11 How do you balance transparency in a startup environment?
We have quarterly OKRs as a company and those are really the focus and anything else is typically shared through our monthly town halls. We also have a team-wide meeting every month where I keep everyone in the loop on the other stuff that’s happening like fundraising or any special projects that we’re working on. The idea is to balance transparency and I’m very passionate about making sure everyone feels confident about our financial status. As a company, balancing that without providing too much information that actually ends up being detrimental and hindering their ability to do their jobs.
12 Why do you think it’s important to coach as a manager?
I’m a very empathetic leader so caring about my team on a personal level and caring about them on a professional level just comes naturally. I remember speaking to someone and empathy didn’t come naturally to them as a leader and they said they had to train themselves to ask somebody at the beginning of a meeting, how they were doing and how their weekend was because it was their nature to get into a meeting and immediately dive into the task at hand.
I used to really fight my empathetic leadership style and a business coach that I work with a few months ago said if you came into the office and screamed at everyone, everyone would be like who is this? This doesn’t align with her leadership style, so I’ve started to lean more into the empathetic side of my leadership and recognize that it’s actually not a bad thing.
13 What tips, resources, or advice would you share for leaders that are looking to get better at their craft?

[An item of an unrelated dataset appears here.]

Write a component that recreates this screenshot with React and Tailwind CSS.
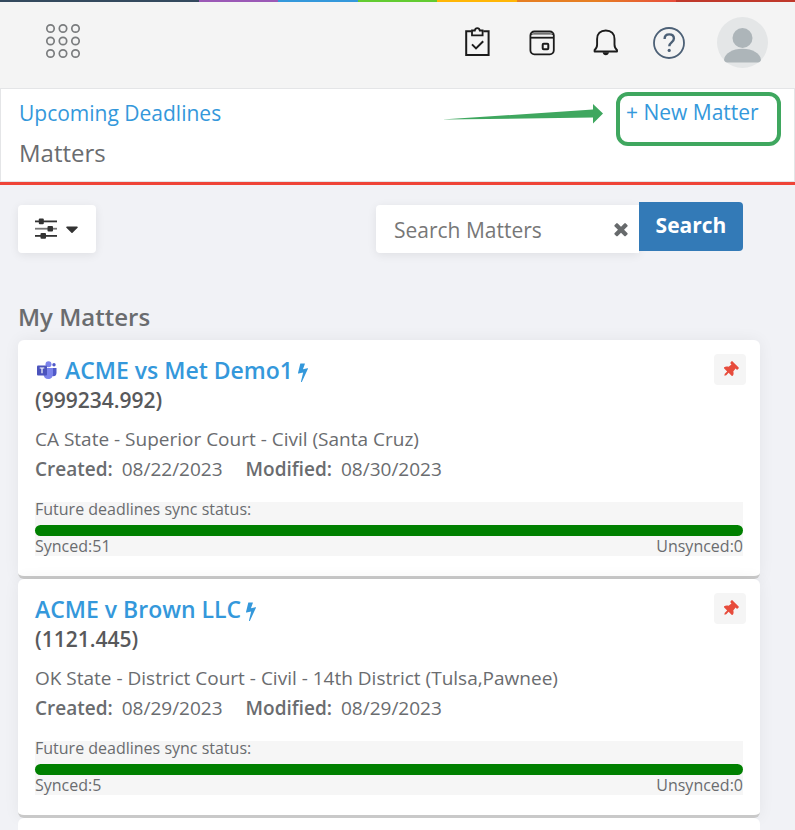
import { useState } from "react";
import { FaCaretDown, FaThumbtack } from "react-icons/fa";

const matters = [
  {
    id: "999234.992",
    name: "ACME vs Met Demo1",
    teams: true,
    court: "CA State - Superior Court - Civil (Santa Cruz)",
    created: "08/22/2023",
    modified: "08/30/2023",
    synced: 51,
    unsynced: 0,
  },
  {
    id: "1121.445",
    name: "ACME v Brown LLC",
    teams: false,
    court: "OK State - District Court - Civil - 14th District (Tulsa,Pawnee)",
    created: "08/29/2023",
    modified: "08/29/2023",
    synced: 5,
    unsynced: 0,
  },
];

const AppsIcon = () => (
  <svg className="h-9 w-9" viewBox="0 0 36 36" fill="none" stroke="#7a7c7e" strokeWidth="1.7">
    {[5.5, 18, 30.5].map((cy) =>
      [5.5, 18, 30.5].map((cx) => <circle key={`${cx}-${cy}`} cx={cx} cy={cy} r="3.7" />)
    )}
  </svg>
);

const TasksIcon = () => (
  <svg className="h-8 w-8" viewBox="0 0 32 32" fill="none" stroke="#1b1b1b" strokeWidth="2">
    <path d="M10.5 4.2H5.2v23.800h22.400V4.200h-5.300" />
    <path d="M11 3.500v4.800h10.600V3.500h-2.800c-.3-1.700-1.200-2.300-2.500-2.300s-2.200.6-2.500 2.300z" strokeWidth="1.800" />
    <path d="M11 17.400l4 4 7.200-7.200" />
  </svg>
);

const WalletIcon = () => (
  <svg className="h-8 w-8" viewBox="0 0 32 32" fill="none" stroke="#1b1b1b" strokeWidth="1.800">
    <rect x="5.400" y="4.500" width="23.400" height="22.800" rx="4" />
    <path d="M5.400 8.700c1-1.400 2-1.800 3.400-1.800h16.600c1.400 0 2.400.4 3.400 1.800" strokeWidth="1" />
    <path d="M5.400 10.700h23.400" />
    <rect x="17.700" y="16.700" width="5.600" height="5.600" rx="1" strokeWidth="2" />
  </svg>
);

const BellIcon = () => (
  <svg className="h-8 w-8" viewBox="0 0 32 32" fill="none" stroke="#1b1b1b" strokeWidth="1.900" strokeLinejoin="round">
    <path d="M5.600 24.500v-1.500c1.900-1.400 2.500-3 2.500-5.400v-5.600c0-5.200 3.300-8.500 8.700-8.500s8.700 3.300 8.700 8.500v5.600c0 2.400.6 4 2.500 5.400v1.500z" />
    <path d="M13.600 25.200c.4 2 1.500 3 3.200 3s2.800-1 3.200-3z" fill="#1b1b1b" stroke="none" />
  </svg>
);

const HelpIcon = () => (
  <svg className="h-8 w-8" viewBox="0 0 32 32" fill="none" stroke="#4c6076">
    <circle cx="16" cy="16" r="15" strokeWidth="1.800" />
    <path d="M11.600 12c0-2.900 1.900-4.600 4.600-4.600 2.800 0 4.700 1.600 4.700 4.200 0 3.900-4.600 3.700-4.600 7.600" strokeWidth="2.400" />
    <circle cx="16.200" cy="23.400" r="1.600" fill="#4c6076" stroke="none" />
  </svg>
);

const Avatar = () => (
  <svg className="h-[51px] w-[51px]" viewBox="0 0 51 51">
    <circle cx="25.500" cy="25.500" r="25.500" fill="#e4e6e7" />
    <circle cx="25.500" cy="21" r="10" fill="#adb5b9" />
    <path d="M7 43c.5-6.500 8.500-11.200 18.500-11.200S43.500 36.500 44 43c-.5 1.500-1.500 2.300-3 2.500H10c-1.500-.2-2.500-1-3-2.500z" fill="#adb5b9" />
  </svg>
);

const Arrow = () => (
  <svg className="mt-3 h-5 w-[161px]" viewBox="0 0 161 20" fill="#3fa75f">
    <path d="M0 15.500L151 5.500V0l10 9.600-10 10v-6z" />
  </svg>
);

const SlidersIcon = () => (
  <svg className="h-[22px] w-[22px]" viewBox="0 0 22 22" fill="#333">
    <rect y="2.500" width="22" height="1.800" />
    <rect y="9.800" width="22" height="1.800" fill="#777" />
    <rect y="17" width="22" height="1.800" />
    <rect x="3.800" y="0.600" width="5" height="5.600" rx="1" />
    <rect x="12.500" y="7.900" width="5.500" height="5.600" rx="1" />
    <rect x="5.500" y="15.100" width="5.500" height="5.600" rx="1" />
  </svg>
);

const ClearIcon = () => (
  <svg className="h-5 w-4" viewBox="0 0 1408 1792" fill="#676a6c">
    <path d="M1298 1322q0 40-28 68l-136 136q-28 28-68 28t-68-28l-294-294-294 294q-28 28-68 28t-68-28l-136-136q-28-28-28-68t28-68l294-294-294-294q-28-28-28-68t28-68l136-136q28-28 68-28t68 28l294 294 294-294q28-28 68-28t68 28l136 136q28 28 28 68t-28 68l-294 294 294 294q28 28 28 68z" />
  </svg>
);

const BoltIcon = () => (
  <svg className="mt-1 h-5 w-[10px]" viewBox="0 0 896 1792" fill="#3498db">
    <path d="M885 566q18 20 7 44l-540 1157q-13 25-42 25-4 0-14-2-17-5-25.500-19t-4.500-30l197-808-406 101q-4 1-12 1-18 0-31-11-18-15-13-39l201-825q4-14 16-23t28-9h328q19 0 32 12.500t13 29.500q0 8-5 18l-171 463 396-98q8-2 12-2 19 0 34 15z" />
  </svg>
);

const TeamsIcon = () => (
  <svg className="ml-[2px] h-5 w-5" viewBox="0 0 20 20">
    <circle cx="17" cy="4.800" r="1.700" fill="#5059c9" />
    <circle cx="11.500" cy="4.300" r="3" fill="#7b83eb" />
    <path d="M13 8h6.500v5c0 2-1.300 3.300-3 3.300s-3-1-3.500-3z" fill="#5059c9" />
    <path d="M6.500 8h9.500v6c0 3-2 5-4.800 5s-4.700-2-4.700-5z" fill="#7b83eb" />
    <rect y="5.500" width="10" height="10" rx="1" fill="#4b53bc" />
    <path d="M2.700 8h4.600M5 8v5.200" stroke="#fff" strokeWidth="1.200" />
  </svg>
);

const MatterCard = ({ matter }) => (
  <article className="rounded-md border-b-[3px] border-[#c9c9c9] bg-white px-[17px] pt-[14px] pb-5 shadow-[0_0_16px_rgba(0,0,0,0.06)]">
    <div className="flex items-start justify-between">
      <div>
        <h3 className="flex h-8 items-center gap-2 text-[23px] font-semibold text-[#3498db]">
          {matter.teams && <TeamsIcon />}
          <a href="#matter" className="flex items-center gap-[5px]">
            {matter.name}
            <BoltIcon />
          </a>
        </h3>
        <p className="text-[21px] leading-7 font-semibold text-[#58595b]">({matter.id})</p>
      </div>
      <button
        type="button"
        aria-label="Unpin matter"
        className="-mr-[3px] flex h-[31px] w-8 items-center justify-center rounded bg-[#f5f5f5] text-[#e74c3c]"
      >
        <FaThumbtack className="h-4 w-4 rotate-45" />
      </button>
    </div>
    <div className="mt-[10px] text-[19px] leading-[30px]">
      <p>{matter.court}</p>
      <p className="flex gap-[9px]">
        <span className="font-semibold">Created:</span>
        <span className="mr-[14px]">{matter.created}</span>
        <span className="font-semibold">Modified:</span>
        <span>{matter.modified}</span>
      </p>
    </div>
    <div className="mt-[18px] bg-[#f6f6f6] text-[16px]">
      <p className="mb-[9px] leading-[14px]">Future deadlines sync status:</p>
      <div className="h-[11px] rounded-full bg-[#008000]" />
      <div className="flex justify-between leading-5">
        <span>Synced:{matter.synced}</span>
        <span>Unsynced:{matter.unsynced}</span>
      </div>
    </div>
  </article>
);

const App = () => {
  const [search, setSearch] = useState("");

  return (
    <div className="flex min-h-screen flex-col bg-[#f1f2f6] font-['Open_Sans',sans-serif] text-[#6a6c6f]">
      <div className="h-[2px] bg-[linear-gradient(to_right,#34495e_25%,#9b59b6_25%,#9b59b6_35%,#3498db_35%,#3498db_45%,#62cb31_45%,#62cb31_55%,#ffb606_55%,#ffb606_65%,#e67e22_65%,#e67e22_75%,#e74c3c_85%,#c0392b_85%)]" />
      <header className="flex h-[86px] items-start justify-between bg-[#f4f4f4] pt-[15px] pr-[27px] pl-[45px]">
        <button type="button" aria-label="Apps" className="mt-[6px]">
          <AppsIcon />
        </button>
        <nav className="flex items-center gap-8">
          <button type="button" aria-label="Tasks">
            <TasksIcon />
          </button>
          <button type="button" aria-label="Wallet">
            <WalletIcon />
          </button>
          <button type="button" aria-label="Notifications">
            <BellIcon />
          </button>
          <button type="button" aria-label="Help">
            <HelpIcon />
          </button>
          <button type="button" aria-label="Profile">
            <Avatar />
          </button>
        </nav>
      </header>

      <section className="flex items-start justify-between border-b-[3px] border-[#ef4438] bg-white pr-[14px] pl-[19px] shadow-[inset_0_0_0_1px_#e4e5e7]">
        <div className="pt-[9px] pb-[11px]">
          <a href="#deadlines" className="block text-[21px] leading-8 text-[#3498db]">
            Upcoming Deadlines
          </a>
          <h1 className="pt-[6px] text-[24px] leading-9">Matters</h1>
        </div>
        <div className="flex items-start gap-[13px] pt-1">
          <Arrow />
          <a
            href="#new-matter"
            className="h-[54px] w-[165px] rounded-xl border-4 border-[#3fa75f] pl-[6px] text-[21px] leading-8 whitespace-nowrap text-[#3498db]"
          >
            + New Matter
          </a>
        </div>
      </section>

      <main className="flex flex-1 flex-col pr-[35px] pl-[18px]">
        <div className="flex items-start justify-between pt-[17px] pr-[17px]">
          <button
            type="button"
            aria-label="Filter matters"
            className="mt-[3px] flex h-12 w-[78px] items-center justify-center gap-2 rounded bg-white text-[#333] shadow-[0_2px_10px_rgba(0,0,0,0.08)]"
          >
            <SlidersIcon />
            <FaCaretDown className="h-5 w-[14px]" />
          </button>
          <form className="flex items-start" onSubmit={(e) => e.preventDefault()}>
            <div className="mt-[3px] flex h-12 w-[263px] items-center rounded-l bg-white pr-[10px] pl-[18px] shadow-[0_2px_10px_rgba(0,0,0,0.08)]">
              <input
                type="text"
                aria-label="Search Matters"
                placeholder="Search Matters"
                value={search}
                onChange={(e) => setSearch(e.target.value)}
                className="h-12 w-full min-w-0 pt-[2px] text-[21px] outline-none placeholder:text-[#777]"
              />
              <button type="button" aria-label="Clear search" onClick={() => setSearch("")}>
                <ClearIcon />
              </button>
            </div>
            <button
              type="submit"
              className="relative h-[49px] w-[104px] rounded-r bg-[#337ab7] pb-[2px] text-[21px] font-bold text-white"
            >
              Search
            </button>
          </form>
        </div>

        <h2 className="mt-[46px] mb-[5px] text-[24px] leading-9 font-semibold">My Matters</h2>
        {matters.map((matter) => (
          <MatterCard key={matter.id} matter={matter} />
        ))}
        <div className="flex-1 rounded-t-md bg-white" />
      </main>
    </div>
  );
};

export default App;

Melissa and Jonathan Nightingale have a course called managing 2020 and it’s a very affordable online course. It’s all about managing through uncertain times because and I would definitely recommend it. I’m also a big fan of the ask a manager blog, which is all about employee conundrums and how people should tackle them. I’m also a big podcast person and really love the Radical Candor podcast which is all about the idea of radical transparency within an organization and how to leverage that as a manager.